Strikes me far more readily that our IAT designers themselves assumed certain biases inherent, and developed a test which instead of revealing them, merely confirmed their own biases and assumptions. I didn’t read the FAQs and maybe this was addressed, but a method to test the reliabilty of the IAT seems more like guesswork than a reliably scientific method. Exit polling, anyone?
Also, their conclusion that, as to the race IAT, that the good/bad concepts as applied to race can demonstrate bias, must have been a given with which they started, withoput questioning that assumption’s own validity.
By the way. I answered honestly on the questionaire and performed the word and/or photo key-association fairly and without hesitation: it failed absolutely in describing me. But then I suppose they would say I was one of those self-deluded types who refused to see the truth of the test heh
I did the “weapons” one, which turned out to be association of weapons with black people. It decided that I have a “moderate tendency to associate weapons with black people.” Fair enough; I even admitted as much in the questionnaire.

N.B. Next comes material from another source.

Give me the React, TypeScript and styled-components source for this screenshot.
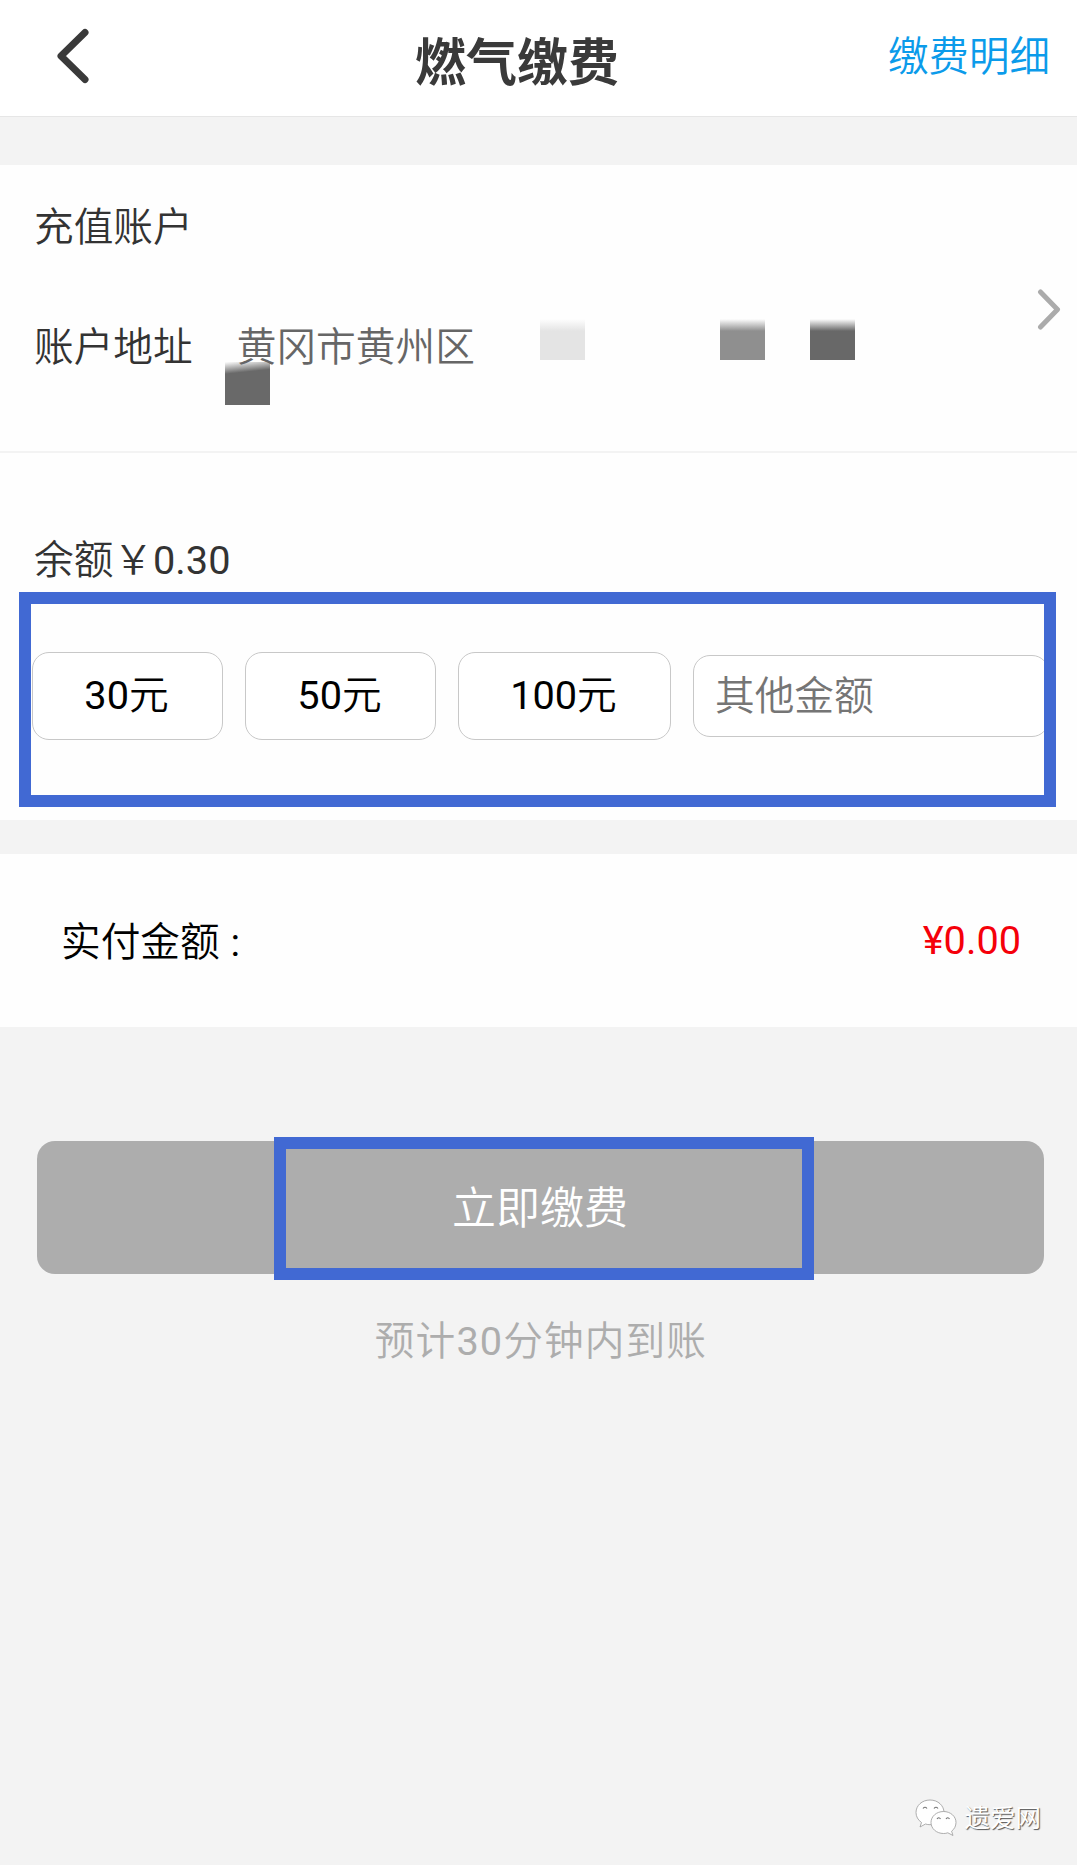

It then took the opportunity to present me with a more than usually turgid regurgitation of the Party Line relative to “profiling.”
It’s an interesting notion, and probably the underlying science is valid — reflex responses are more likely to reflect real preferences than studied ones are (well, duh!). But they probably ought to do some of it on themselves before they release their system into the wild.
Regards,
Ric Locke
This test’s article is on the front page of the Wash. Post magazine on 1/23.
yes, and the Post made sure to point out that conservatives were much more biased than liberals. Proving their own bias?